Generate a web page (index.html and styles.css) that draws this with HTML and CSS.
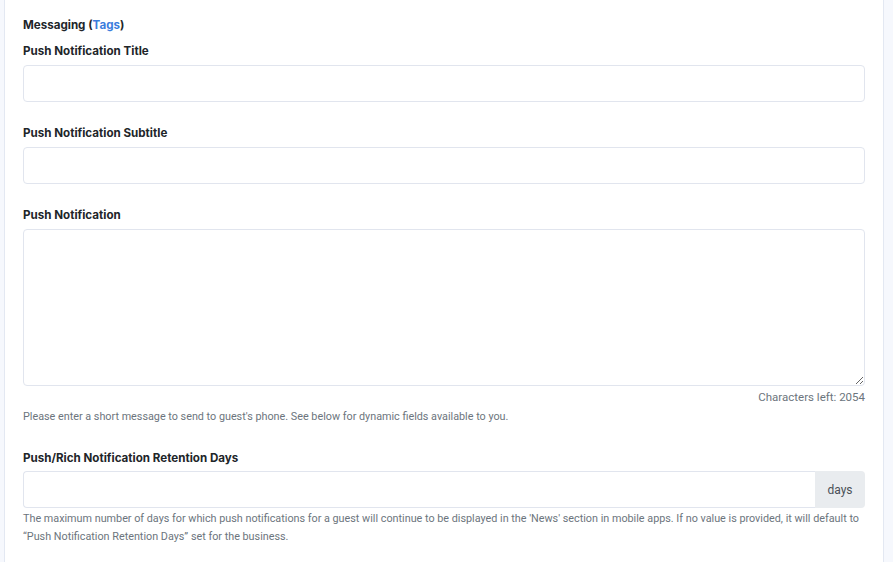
FILE: index.html
```html
<!DOCTYPE html>
<html>
<head>
<meta charset="utf-8">
<link rel="stylesheet" href="styles.css">
</head>
<body>
<div class="panel">
  <div class="section-title">Messaging (<a class="tags" href="#">Tags</a>)</div>
  <div class="field">
    <label class="label">Push Notification Title</label>
    <input class="input" type="text">
  </div>
  <div class="field">
    <label class="label">Push Notification Subtitle</label>
    <input class="input" type="text">
  </div>
  <div class="field">
    <label class="label">Push Notification</label>
    <textarea class="textarea"></textarea>
    <div class="counter">Characters left: 2054</div>
    <div class="help">Please enter a short message to send to guest's phone. See below for dynamic fields available to you.</div>
  </div>
  <div class="field">
    <label class="label low">Push/Rich Notification Retention Days</label>
    <div class="input-group">
      <input class="input grouped" type="text">
      <span class="addon">days</span>
    </div>
    <div class="help tight">The maximum number of days for which push notifications for a guest will continue to be displayed in the 'News' section in mobile apps. If no value is provided, it will default to “Push Notification Retention Days” set for the business.</div>
  </div>
</div>
</body>
</html>
```
FILE: styles.css
```css
html, body {
  margin: 0;
  padding: 0;
  background: #f6f8fd;
  height: 100%;
}
.panel {
  margin-left: 4px;
  width: 842px;
  min-height: 100%;
  box-sizing: content-box;
  background: #fff;
  border-left: 1px solid #e3e8f2;
  border-right: 1px solid #e3e8f2;
  padding: 17px 18px 0 18px;
  font-family: Inter, "Noto Sans", sans-serif;
  color: #212529;
}
.section-title {
  font-size: 11.6px;
  font-weight: 700;
  line-height: 16px;
  margin-bottom: 9px;
}
.tags {
  color: #3b7ddd;
  text-decoration: none;
}
.field {
  display: flex;
  flex-direction: column;
  margin-bottom: 22px;
}
.label {
  font-size: 11.6px;
  font-weight: 700;
  line-height: 16px;
  padding-top: 1px;
  margin-bottom: 6px;
}
.label.low {
  padding-top: 2px;
  margin-bottom: 5px;
}
.input, .textarea {
  box-sizing: border-box;
  border: 1px solid #e1e5ee;
  border-radius: 4px;
  height: 37px;
  background: #fff;
  font-family: Roboto, sans-serif;
  font-size: 12px;
  padding: 6px 10px;
  outline: none;
}
.textarea {
  height: 157px;
  resize: vertical;
}
.counter {
  text-align: right;
  font-family: Roboto, sans-serif;
  font-size: 11.5px;
  color: #6c757d;
  line-height: 13px;
  margin-top: 5px;
}
.help {
  font-family: Roboto, sans-serif;
  font-size: 10.8px;
  color: #6c757d;
  line-height: 18px;
  margin-top: 4px;
}
.help.tight {
  margin-top: 2px;
}
.input-group {
  display: flex;
}
.input.grouped {
  flex: 1;
  border-radius: 4px 0 0 4px;
  border-right: none;
}
.addon {
  display: flex;
  align-items: center;
  justify-content: center;
  width: 50px;
  height: 37px;
  box-sizing: border-box;
  background: #e9ecef;
  border-radius: 0 4px 4px 0;
  font-family: Roboto, sans-serif;
  font-size: 12px;
  color: #495057;
}
```
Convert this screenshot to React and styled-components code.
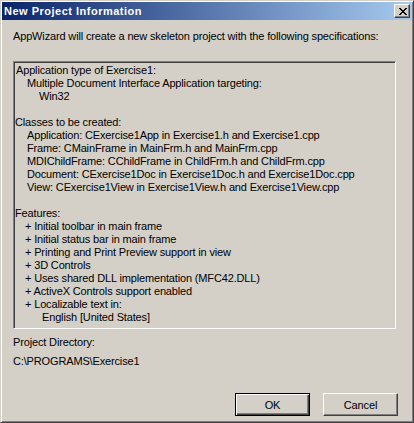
import React from "react";
import styled, { createGlobalStyle } from "styled-components";

const GlobalStyle = createGlobalStyle`
  html, body {
    margin: 0;
    padding: 0;
    background: #d4d0c8;
  }
  body {
    font-family: "Liberation Sans", Arial, sans-serif;
    font-size: 11px;
    letter-spacing: -0.15px;
    color: #000;
  }
`;

const summary = [
  { text: "Application type of Exercise1:", indent: 0 },
  { text: "Multiple Document Interface Application targeting:", indent: 12 },
  { text: "Win32", indent: 24 },
  { text: "", indent: 0 },
  { text: "Classes to be created:", indent: 0 },
  { text: "Application: CExercise1App in Exercise1.h and Exercise1.cpp", indent: 12 },
  { text: "Frame: CMainFrame in MainFrm.h and MainFrm.cpp", indent: 12 },
  { text: "MDIChildFrame: CChildFrame in ChildFrm.h and ChildFrm.cpp", indent: 12 },
  { text: "Document: CExercise1Doc in Exercise1Doc.h and Exercise1Doc.cpp", indent: 12 },
  { text: "View: CExercise1View in Exercise1View.h and Exercise1View.cpp", indent: 12 },
  { text: "", indent: 0 },
  { text: "Features:", indent: 0 },
  { text: "+ Initial toolbar in main frame", indent: 10 },
  { text: "+ Initial status bar in main frame", indent: 10 },
  { text: "+ Printing and Print Preview support in view", indent: 10 },
  { text: "+ 3D Controls", indent: 10 },
  { text: "+ Uses shared DLL implementation (MFC42.DLL)", indent: 10 },
  { text: "+ ActiveX Controls support enabled", indent: 10 },
  { text: "+ Localizable text in:", indent: 10 },
  { text: "English [United States]", indent: 27 },
];

const CloseGlyph = () => (
  <svg width="8" height="7" viewBox="0 0 8 7" shapeRendering="crispEdges">
    <path
      fill="#000"
      d="M0 0h2v1H0zM6 0h2v1H6zM1 1h2v1H1zM5 1h2v1H5zM2 2h4v1H2zM3 3h2v1H3zM2 4h4v1H2zM1 5h2v1H1zM5 5h2v1H5zM0 6h2v1H0zM6 6h2v1H6z"
    />
  </svg>
);

const App = () => {
  return (
    <>
      <GlobalStyle />
      <Window>
        <TitleBar>
          <Title>New Project Information</Title>
          <CloseButton aria-label="Close">
            <CloseGlyph />
          </CloseButton>
        </TitleBar>
        <Body>
          <Line>
            AppWizard will create a new skeleton project with the following
            specifications:
          </Line>
          <SummaryBox>
            {summary.map((row, i) => (
              <Line key={i} $indent={row.indent}>
                {row.text || "\u00a0"}
              </Line>
            ))}
          </SummaryBox>
          <DirLabel>Project Directory:</DirLabel>
          <DirPath>C:\PROGRAMS\Exercise1</DirPath>
          <Buttons>
            <PushButton $default>OK</PushButton>
            <PushButton>Cancel</PushButton>
          </Buttons>
        </Body>
      </Window>
    </>
  );
};

export default App;

const Window = styled.div`
  box-sizing: border-box;
  width: 414px;
  height: 423px;
  display: flex;
  flex-direction: column;
  padding: 1px;
  background: #d4d0c8;
  border: 1px solid;
  border-color: #d4d0c8 #404040 #404040 #d4d0c8;
  box-shadow: inset 1px 1px #ffffff, inset -1px -1px #808080;
`;

const TitleBar = styled.div`
  height: 18px;
  display: flex;
  align-items: center;
  justify-content: space-between;
  padding: 0 2px;
  background: linear-gradient(to right, #0a246a, #a6caf0);
`;

const Title = styled.span`
  color: #fff;
  font-weight: bold;
  font-size: 11px;
  letter-spacing: 0.5px;
  line-height: 13px;
  white-space: nowrap;
`;

const CloseButton = styled.button`
  box-sizing: border-box;
  width: 16px;
  height: 14px;
  padding: 0 0 0 1px;
  margin: 0;
  display: flex;
  align-items: center;
  justify-content: center;
  background: #d4d0c8;
  border: 1px solid;
  border-color: #ffffff #404040 #404040 #ffffff;
  box-shadow: inset -1px -1px #808080;
`;

const Body = styled.div`
  flex: 1;
  display: flex;
  flex-direction: column;
  padding: 10px 11px 5px 11px;
`;

const Line = styled.div`
  line-height: 13px;
  height: 13px;
  white-space: nowrap;
  padding-left: ${(p) => p.$indent || 0}px;
`;

const SummaryBox = styled.div`
  box-sizing: border-box;
  margin-top: 18px;
  width: 383px;
  height: 268px;
  padding: 2px 1px;
  border: 1px solid;
  border-color: #808080 #ffffff #ffffff #808080;
  box-shadow: inset 1px 1px #404040, inset -1px -1px #d4d0c8;
  overflow: hidden;
  & > div:first-child {
    padding-left: 1px;
  }
`;

const DirLabel = styled(Line)`
  margin-top: 7px;
`;

const DirPath = styled(Line)`
  margin-top: 6px;
`;

const Buttons = styled.div`
  margin-top: auto;
  display: flex;
  justify-content: flex-end;
  gap: 13px;
  padding-right: 3px;
`;

const PushButton = styled.button`
  box-sizing: border-box;
  width: 75px;
  height: 23px;
  margin: 0;
  padding: 0;
  font-family: "Liberation Sans", Arial, sans-serif;
  font-size: 11px;
  letter-spacing: -0.15px;
  color: #000;
  background: #d4d0c8;
  border: 1px solid;
  border-color: ${(p) =>
    p.$default ? "#000000" : "#ffffff #404040 #404040 #ffffff"};
  box-shadow: ${(p) =>
    p.$default
      ? "inset 1px 1px #ffffff, inset -1px -1px #404040, inset -2px -2px #808080"
      : "inset -1px -1px #808080"};
`;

### EXERCISE DETAILS
Find the word "components" and list each line it appears in.

### WRITTEN ANSWER
Convert this screenshot to React and styled-components code.
import styled, { createGlobalStyle } from "styled-components";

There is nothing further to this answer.